Whether or not the butterflies in the stomach go away after nearly a decade of experience is not the point. More important is what's done with that pre-show itch, that fluttering mess of nerves and adrenaline. Tired old bands let the gas vent while overzealous newbies often light the spark too early, assuming their hands aren't shaking uncontrollably to begin with.

But bands in their prime—bands like Austin, Texas quartet Heartless Bastards—create a well-timed fireworks display out of age-old ingredients. They tighten up when the mood begins to sag and unbutton before the pressure is unbearable. Kite masters, these bands exercise careful control over the audience with every note struck.

The thread that held Heartless Bastards to the crowd Sunday evening at the Aladdin was more like fisherman's rope, thick and unwavering. Every audience member was lassoed at the waist and held in place for a close to two hour set comprised mostly of new material.

Like the bison (buffalo are African; bison are American, people) that adorns the cover of latest release Broken Arrow, Heartless Bastards has become a symbol of the American West. Large, majestic, and always after open spaces, Heartless Bastards are somewhat of an endangered species today. The band's meaty sound—which lies somewhere in the valley between Texas-bred roadhouse rock and countrified broken-hearted soul—made for the loudest show I've ever witnessed at the Aladdin (there was no escaping them; out of shear curiosity I walked out during the last song and heard it well past Powell, roughly two blocks away).

Heartless Bastards did a number of remarkable things in Portland. First, they played extraordinarily hard, without so much as a hiccup. Original members Dave Colvin (drums) and Jesse Ebaugh (bass)—who played in the band's first demos in 2003—have since returned and it appears they still understand each other extremely well. Secondly, vocalist and guitarist Erika Wennerstrom blew the house down with her steaming, ghostly, sticky-as-syrup vocals. The sound blends Victoria Legrand's (Beach House) low-set wailing with Bonnie Raitt's tight composure and countrified inflection.

Wennerstrom is a reinforcer, evidenced by her stretched-out lines and repetitious, highly memorable lyrical stance. In songs like "Low Low Low" and "Only For You," her voice fastens like tree sap and can't be washed off for days (not that you'd want to). In this sense, she haunts her listeners, imparting an unusual, pseudo-spooky characteristic to a genre of music that's typically just rundown or sore-hearted.
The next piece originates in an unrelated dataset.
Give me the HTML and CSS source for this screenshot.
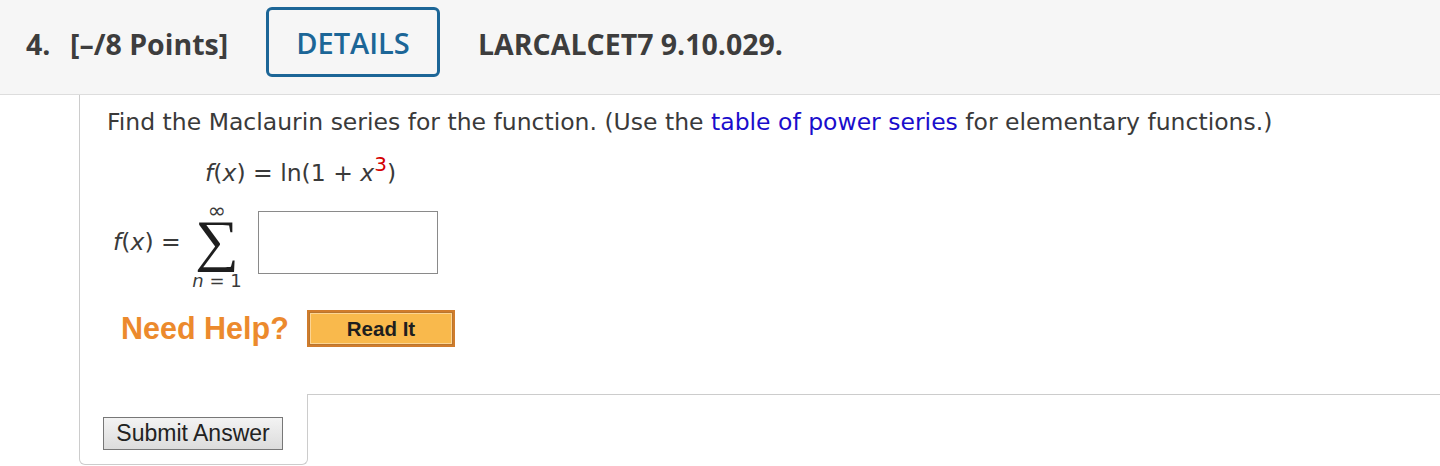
FILE: index.html
```html
<!DOCTYPE html>
<html>
<head>
<meta charset="utf-8">
<link rel="stylesheet" href="styles.css">
</head>
<body>
<div class="question">
  <div class="qhead">
    <span class="qnum">4.</span>
    <span class="qpts">[–/8 Points]</span>
    <span class="details">DETAILS</span>
    <span class="qid">LARCALCET7 9.10.029.</span>
  </div>
  <div class="qmain">
    <p class="prompt">Find the Maclaurin series for the function. (Use the <a class="link">table of power series</a> for elementary functions.)</p>
    <p class="formula"><i>f</i>(<i>x</i>) = ln(1 + <i>x</i><sup class="red">3</sup>)</p>
    <div class="sumrow">
      <span class="lhs"><i>f</i>(<i>x</i>) =</span>
      <span class="sigma">
        <span class="inf">∞</span>
        <span class="sig">∑</span>
        <span class="lower"><i>n</i> = 1</span>
      </span>
      <span class="answer"></span>
    </div>
    <div class="help">
      <span class="needhelp">Need Help?</span>
      <span class="readit"><span class="readit-in">Read It</span></span>
    </div>
  </div>
  <div class="qfoot">
    <div class="submitcell"><button class="submit">Submit Answer</button></div>
    <div class="restcell"></div>
  </div>
</div>
</body>
</html>
```

FILE: styles.css
```css
html, body {
  margin: 0;
  padding: 0;
  background: #fff;
}
body {
  width: 1440px;
  height: 466px;
  overflow: hidden;
}
.qhead {
  height: 94px;
  background: #f6f6f6;
  border-bottom: 1px solid #dddddd;
  display: flex;
  align-items: center;
  font-family: "Open Sans", sans-serif;
  font-weight: 700;
  color: #3d3d3d;
  font-size: 28.5px;
  box-sizing: content-box;
}
.qnum {
  margin-left: 26px;
  width: 44px;
  margin-top: -6px;
}
.qpts {
  width: 196px;
  margin-top: -6px;
}
.details {
  box-sizing: border-box;
  width: 174px;
  height: 70px;
  margin-top: -10px;
  border: 3px solid #1c6697;
  border-radius: 6px;
  color: #1c6697;
  font-weight: 600;
  font-size: 29px;
  display: flex;
  align-items: center;
  justify-content: center;
}
.qid {
  margin-left: 38px;
  margin-top: -6px;
}
.qmain {
  margin-left: 79px;
  border-left: 1px solid #cccccc;
  height: 299px;
  padding-left: 27px;
  font-family: "DejaVu Sans", Verdana, sans-serif;
  color: #3a3a3a;
  font-size: 23.5px;
  box-sizing: border-box;
  padding-top: 12px;
}
.prompt {
  margin: 0;
  line-height: 30px;
}
.link {
  color: #1a0dcc;
  text-decoration: none;
}
.formula {
  margin: 21px 0 0 98px;
  line-height: 30px;
}
.red {
  color: #d40000;
  font-size: 20px;
  vertical-align: 10px;
  line-height: 0;
}
.sumrow {
  display: flex;
  align-items: flex-start;
  margin-top: 17px;
  margin-left: 6px;
  height: 85px;
}
.lhs {
  width: 78px;
  line-height: 30px;
  margin-top: 22px;
}
.sigma {
  display: flex;
  flex-direction: column;
  align-items: center;
  width: 58px;
  margin-left: -3px;
  line-height: 1;
}
.inf {
  font-size: 22px;
  line-height: 14px;
  height: 14px;
  transform: translateY(-1px);
}
.sig {
  font-family: "Liberation Serif", "DejaVu Serif", serif;
  font-size: 57px;
  line-height: 48px;
  height: 48px;
  color: #1e1e1e;
  transform: translateY(-2px) scaleX(1.08);
}
.lower {
  font-size: 18px;
  line-height: 20px;
  margin-top: 4px;
}
.answer {
  box-sizing: border-box;
  width: 180px;
  height: 63px;
  border: 1px solid #8a8a8a;
  margin-left: 12px;
  margin-top: 6px;
}
.help {
  display: flex;
  align-items: center;
  margin-top: 20px;
  margin-left: 14px;
}
.needhelp {
  font-family: "Liberation Sans", Arial, sans-serif;
  font-weight: 700;
  font-size: 30.5px;
  color: #ec8a2d;
  width: 186px;
}
.readit {
  box-sizing: border-box;
  width: 148px;
  height: 37px;
  background: #d07c2c;
  padding: 2px;
  display: flex;
}
.readit-in {
  flex: 1;
  background: #f9b94c;
  border: 1px solid #b8752e;
  box-shadow: inset 0 0 0 1px #fcd493;
  display: flex;
  align-items: center;
  justify-content: center;
  font-family: "Liberation Sans", Arial, sans-serif;
  font-weight: 700;
  font-size: 20.5px;
  color: #1e1e1e;
}
.qfoot {
  display: flex;
  height: 71px;
}
.submitcell {
  box-sizing: border-box;
  margin-left: 79px;
  width: 229px;
  border: 1px solid #cccccc;
  border-top: none;
  border-radius: 0 0 6px 6px;
  padding: 23px 0 0 23px;
}
.restcell {
  flex: 1;
  border-top: 1px solid #cccccc;
}
.submit {
  box-sizing: border-box;
  width: 180px;
  height: 33px;
  border: 1px solid #777;
  background: linear-gradient(#f3f3f3, #dcdcdc);
  font-family: "Liberation Sans", Arial, sans-serif;
  font-size: 23px;
  color: #222;
  padding: 0;
  border-radius: 0;
  white-space: nowrap;
}
```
Surely, some of HB's explosiveness can be credited to Jim Eno. Spoon's drummer produced Broken Arrow, giving the band free range to forage here and stampede there. When they do flex - as in the Black Sabbath inspired "Got To Have Rock And Roll"—HB does so with pulsing veins and calculated solos. Guitarist Mark Nathan had a field day here, pouncing on every gap, large or small, with articulate, lightning-fast guitar speak.

In playing "Only For You," Heartless Bastards showed their groove-happy, cuddly side. Yet, like most of the band's material, this track offers an ominous, stormy undercurrent. Nathan's groaning guitar conducts the entire track, returning over and over again to a lazy riff seemingly plucked from an old Chuck Berry track (and slowed way down).

All in all, Heartless Bastards performed like true professionals. Nervous, solicitous, egomaniacal or out-of-sync are labels that could never be placed on this performance. Instead, Wennerstrom and company enveloped us all with the same natural beauty the American West is known for, albeit in smaller pockets today.

If you missed 'em, mark your calendars. Heartless Bastards return to Portland for Pickathon on August 3rd.